M. le président Julien Aubert. Vous n’avez eu aucune aide à la construction du projet de Pierrelatte ?

M. Yves Lederer. Aucune, zéro !

M. le président Julien Aubert. C’est vous qui avez payé Areva.

M. Yves Lederer. Nous avons payé rubis sur l’ongle les 45 millions d’euros évoqués.

Les énergies renouvelables bénéficient d’aides du fonds chaleur pour la construction d’un puits de géothermie ou d’une chaufferie biomasse, mais les cogénérations ne bénéficient d’aucune aide, celle-ci étant représentée par le tarif d’obligation d’achat. Le problème, c’est la disparition de celui-ci.

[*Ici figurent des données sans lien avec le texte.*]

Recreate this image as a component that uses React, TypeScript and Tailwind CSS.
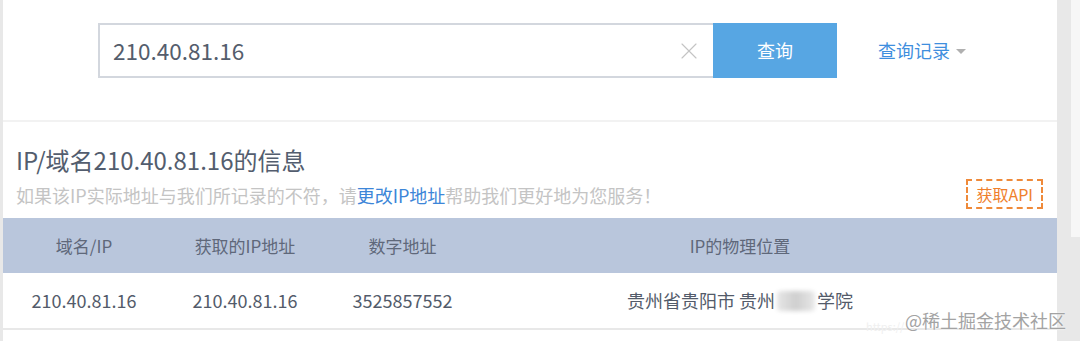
import { X } from 'lucide-react';

const font = { fontFamily: '"Noto Sans CJK SC", "Noto Sans", sans-serif' };

export default function App() {
  return (
    <div className="relative flex h-[341px] w-[1080px] overflow-hidden bg-[#e8e8e8]" style={font}>
      <div className="ml-[3px] flex w-[1054px] flex-col bg-white">
        {/* search bar */}
        <div className="flex h-[120px] items-start pl-[95px] pt-[23px]">
          <div className="flex h-[55px] w-[615px] items-center border-2 border-r-0 border-[#d3d7de] pl-[13px] pr-[10px]">
            <span className="flex-1 text-[22.5px] text-[#545d6c]">210.40.81.16</span>
            <X className="h-[28px] w-[28px] text-[#c4c4c4]" strokeWidth={1} />
          </div>
          <button className="h-[55px] w-[124px] bg-[#57a6e3] text-[18px] text-white">查询</button>
          <div className="ml-[41px] flex h-[55px] items-center gap-[6px] text-[18px] text-[#3f8fde]">
            <span>查询记录</span>
            <span className="mt-[2px] h-0 w-0 border-x-[5px] border-t-[5px] border-x-transparent border-t-[#b0b0b0]" />
          </div>
        </div>
        <div className="h-[2px] bg-[#f2f2f2]" />

        {/* title */}
        <div className="flex h-[96px] items-end justify-between pb-[9px] pl-[13px] pr-[14px]">
          <div className="flex flex-col pb-[3px]">
            <h1 className="text-[24px] leading-[30px] text-[#535d6e]">IP/域名210.40.81.16的信息</h1>
            <p className="mt-[9px] text-[18px] leading-[22px] text-[#c4c4c4]">
              如果该IP实际地址与我们所记录的不符，请<span className="text-[#3d86d8]">更改IP地址</span>帮助我们更好地为您服务！
            </p>
          </div>
          <div className="flex h-[30px] items-center border-2 border-dashed border-[#ef8a3a] px-[8px] text-[16px] text-[#ef7f2c]">
            获取API
          </div>
        </div>

        {/* table */}
        <div className="grid h-[55px] grid-cols-[162px_160px_155px_520px_1fr] items-center bg-[#b9c6dc] text-center text-[17px] text-[#5f687a]">
          <span>域名/IP</span>
          <span>获取的IP地址</span>
          <span>数字地址</span>
          <span>IP的物理位置</span>
          <span />
        </div>
        <div className="grid h-[57px] grid-cols-[162px_160px_155px_520px_1fr] items-center border-b-2 border-[#e8e8e8] text-center text-[18px] text-[#535b6a]">
          <span>210.40.81.16</span>
          <span>210.40.81.16</span>
          <span>3525857552</span>
          <span className="flex items-center justify-center">
            贵州省贵阳市 贵州
            <span className="mx-[2px] h-[20px] w-[38px] rounded-sm bg-gradient-to-r from-[#e6e6e6] via-[#cfcfcf] to-[#e8e8e8] blur-[2px]" />
            学院
          </span>
          <span />
        </div>
      </div>

      {/* scrollbar */}
      <div className="ml-[14px] h-[237px] w-[9px] bg-[#f7f7f7]" />

      {/* watermark */}
      <div className="absolute left-[866px] top-[321px] text-[11px] leading-none text-[#f0f0f0]">https://</div>
      <div className="absolute left-[905px] top-[311px] text-[18px] leading-none text-[#a3a3a3]" style={{ textShadow: '0 0 2px #fff' }}>
        @稀土掘金技术社区
      </div>
    </div>
  );
}
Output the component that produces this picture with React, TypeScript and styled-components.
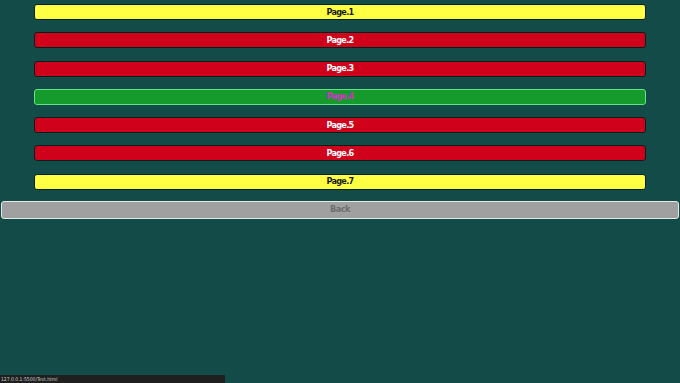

M. le président Julien Aubert. Nous avons regardé les montages financiers dans l’éolien. Dans le domaine de la cogénération, après l’annonce de la tenue d’auditions, on nous a envoyé le contrat de Pierrelatte signé par Areva et le chauffagiste de l’époque, LLT, précisant le partage de la rémunération. Areva devait percevoir 27 millions d’euros et LLT 17 millions d’euros et, concernant Areva, une partie va à l’offshore et une autre à l’onshore. Je voudrais connaître votre point de vue, parce que vous êtes concerné au premier chef pour avoir repris l’usage et parce que vous construisez des centrales. Je ne comprends rien à la manière dont tout ceci s’articule. De plus, vous avez parlé du délégataire. Pouvez-vous nous expliquer comment cela s’organise ?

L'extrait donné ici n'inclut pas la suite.